Report the count of lines holding "that" in the records, with no other words.

-- Start Input --

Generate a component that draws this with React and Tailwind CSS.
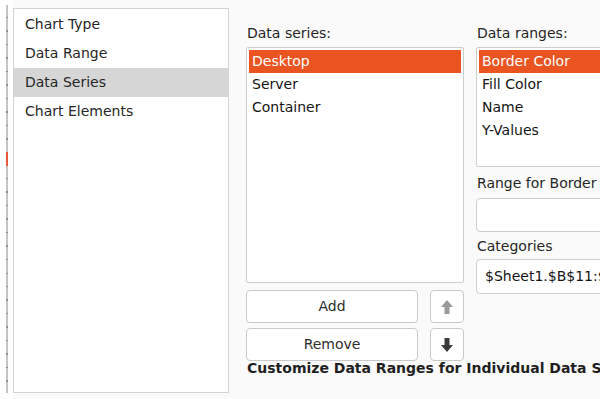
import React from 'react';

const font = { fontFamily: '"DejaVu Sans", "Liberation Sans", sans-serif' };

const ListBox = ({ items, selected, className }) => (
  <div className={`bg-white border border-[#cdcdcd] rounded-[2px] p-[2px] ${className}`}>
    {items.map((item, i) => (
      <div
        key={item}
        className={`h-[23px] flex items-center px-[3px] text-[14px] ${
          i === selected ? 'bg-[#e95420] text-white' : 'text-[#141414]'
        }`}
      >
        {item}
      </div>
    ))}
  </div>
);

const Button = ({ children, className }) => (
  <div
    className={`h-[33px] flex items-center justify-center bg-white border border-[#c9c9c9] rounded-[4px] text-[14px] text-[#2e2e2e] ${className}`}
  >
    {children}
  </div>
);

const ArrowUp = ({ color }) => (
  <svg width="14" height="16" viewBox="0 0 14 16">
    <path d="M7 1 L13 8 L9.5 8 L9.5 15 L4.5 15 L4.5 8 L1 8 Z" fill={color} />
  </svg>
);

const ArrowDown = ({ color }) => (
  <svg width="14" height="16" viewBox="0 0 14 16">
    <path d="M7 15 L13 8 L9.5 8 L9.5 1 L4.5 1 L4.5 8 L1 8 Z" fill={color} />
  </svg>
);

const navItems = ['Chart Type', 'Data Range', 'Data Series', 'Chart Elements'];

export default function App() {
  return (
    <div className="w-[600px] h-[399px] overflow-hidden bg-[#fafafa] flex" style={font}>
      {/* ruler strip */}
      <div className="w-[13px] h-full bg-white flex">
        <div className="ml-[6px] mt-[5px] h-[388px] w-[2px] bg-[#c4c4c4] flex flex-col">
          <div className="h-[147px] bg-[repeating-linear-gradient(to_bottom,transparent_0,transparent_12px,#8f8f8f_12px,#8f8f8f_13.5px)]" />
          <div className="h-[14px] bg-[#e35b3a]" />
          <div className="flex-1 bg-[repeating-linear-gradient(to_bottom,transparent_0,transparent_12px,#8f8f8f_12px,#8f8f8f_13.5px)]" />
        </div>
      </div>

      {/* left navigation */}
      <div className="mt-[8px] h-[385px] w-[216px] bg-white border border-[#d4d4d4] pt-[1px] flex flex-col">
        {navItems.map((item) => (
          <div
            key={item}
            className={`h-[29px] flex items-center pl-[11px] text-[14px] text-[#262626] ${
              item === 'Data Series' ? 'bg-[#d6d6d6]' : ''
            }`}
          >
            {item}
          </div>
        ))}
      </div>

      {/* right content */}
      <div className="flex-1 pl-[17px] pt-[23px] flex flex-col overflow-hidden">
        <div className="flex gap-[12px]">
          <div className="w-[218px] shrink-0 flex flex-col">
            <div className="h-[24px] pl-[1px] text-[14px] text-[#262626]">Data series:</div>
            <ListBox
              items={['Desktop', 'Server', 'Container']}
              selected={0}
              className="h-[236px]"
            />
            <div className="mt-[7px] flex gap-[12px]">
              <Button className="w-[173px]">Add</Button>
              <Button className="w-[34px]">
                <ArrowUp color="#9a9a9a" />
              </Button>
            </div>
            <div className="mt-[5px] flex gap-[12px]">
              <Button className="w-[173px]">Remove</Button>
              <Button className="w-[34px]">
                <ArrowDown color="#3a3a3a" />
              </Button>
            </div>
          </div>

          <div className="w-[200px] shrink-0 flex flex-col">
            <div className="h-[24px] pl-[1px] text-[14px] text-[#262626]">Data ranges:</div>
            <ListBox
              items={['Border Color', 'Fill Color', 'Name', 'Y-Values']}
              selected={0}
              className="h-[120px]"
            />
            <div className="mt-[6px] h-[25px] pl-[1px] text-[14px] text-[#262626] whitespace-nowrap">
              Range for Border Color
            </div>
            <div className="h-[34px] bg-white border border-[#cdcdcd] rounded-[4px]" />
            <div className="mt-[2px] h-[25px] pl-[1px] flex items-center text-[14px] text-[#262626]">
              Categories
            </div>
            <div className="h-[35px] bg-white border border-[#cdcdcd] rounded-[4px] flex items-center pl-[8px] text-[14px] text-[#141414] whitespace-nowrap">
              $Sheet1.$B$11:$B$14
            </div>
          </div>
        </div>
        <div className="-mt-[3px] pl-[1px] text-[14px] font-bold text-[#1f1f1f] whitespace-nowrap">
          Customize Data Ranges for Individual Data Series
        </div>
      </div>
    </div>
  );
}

-- End Input --
-- Start Input --

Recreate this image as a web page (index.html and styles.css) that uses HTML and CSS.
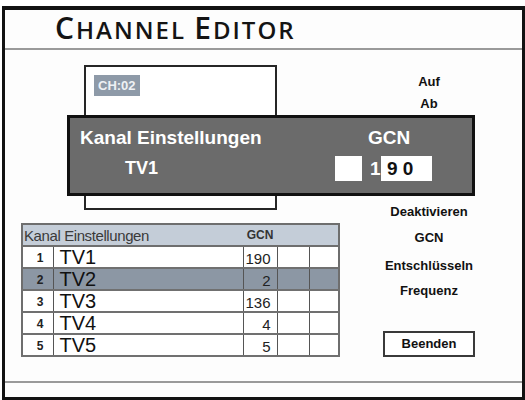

-- End Input --
-- Start Input --

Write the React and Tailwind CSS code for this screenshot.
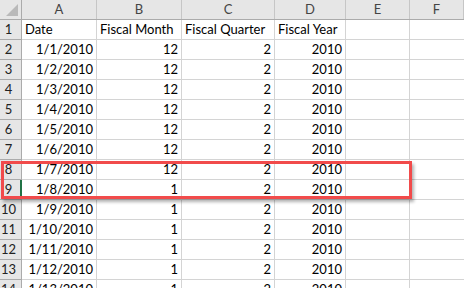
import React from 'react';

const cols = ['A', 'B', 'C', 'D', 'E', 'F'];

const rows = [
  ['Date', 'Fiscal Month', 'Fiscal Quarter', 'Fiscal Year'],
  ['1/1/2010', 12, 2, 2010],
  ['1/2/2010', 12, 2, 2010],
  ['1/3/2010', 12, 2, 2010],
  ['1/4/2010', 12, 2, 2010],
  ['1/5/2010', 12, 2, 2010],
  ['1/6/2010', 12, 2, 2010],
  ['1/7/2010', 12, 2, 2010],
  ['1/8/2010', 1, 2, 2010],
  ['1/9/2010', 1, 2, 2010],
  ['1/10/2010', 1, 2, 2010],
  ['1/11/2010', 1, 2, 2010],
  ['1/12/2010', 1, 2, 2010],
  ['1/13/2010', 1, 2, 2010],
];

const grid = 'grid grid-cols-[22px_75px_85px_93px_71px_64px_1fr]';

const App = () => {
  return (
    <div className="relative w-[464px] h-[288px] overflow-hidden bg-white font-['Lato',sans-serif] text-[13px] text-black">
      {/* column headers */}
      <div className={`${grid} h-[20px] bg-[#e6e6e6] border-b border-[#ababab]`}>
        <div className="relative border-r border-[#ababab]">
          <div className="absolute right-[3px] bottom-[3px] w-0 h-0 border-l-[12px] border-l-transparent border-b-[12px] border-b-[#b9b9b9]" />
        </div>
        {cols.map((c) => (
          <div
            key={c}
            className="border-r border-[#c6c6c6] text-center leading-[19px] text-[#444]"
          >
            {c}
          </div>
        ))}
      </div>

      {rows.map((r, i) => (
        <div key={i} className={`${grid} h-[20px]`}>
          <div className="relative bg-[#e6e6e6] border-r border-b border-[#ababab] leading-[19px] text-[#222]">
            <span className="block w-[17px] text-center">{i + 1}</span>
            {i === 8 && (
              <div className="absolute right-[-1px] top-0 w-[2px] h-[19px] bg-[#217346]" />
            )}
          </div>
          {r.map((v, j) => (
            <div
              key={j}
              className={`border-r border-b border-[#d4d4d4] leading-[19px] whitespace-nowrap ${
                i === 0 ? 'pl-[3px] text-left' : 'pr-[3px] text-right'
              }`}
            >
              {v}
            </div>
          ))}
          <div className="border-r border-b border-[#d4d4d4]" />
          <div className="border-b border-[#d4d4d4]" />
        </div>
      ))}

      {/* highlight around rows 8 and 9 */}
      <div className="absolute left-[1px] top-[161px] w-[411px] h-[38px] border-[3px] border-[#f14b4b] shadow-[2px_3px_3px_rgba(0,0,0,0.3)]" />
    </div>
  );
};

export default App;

-- End Input --

--- The output ---
2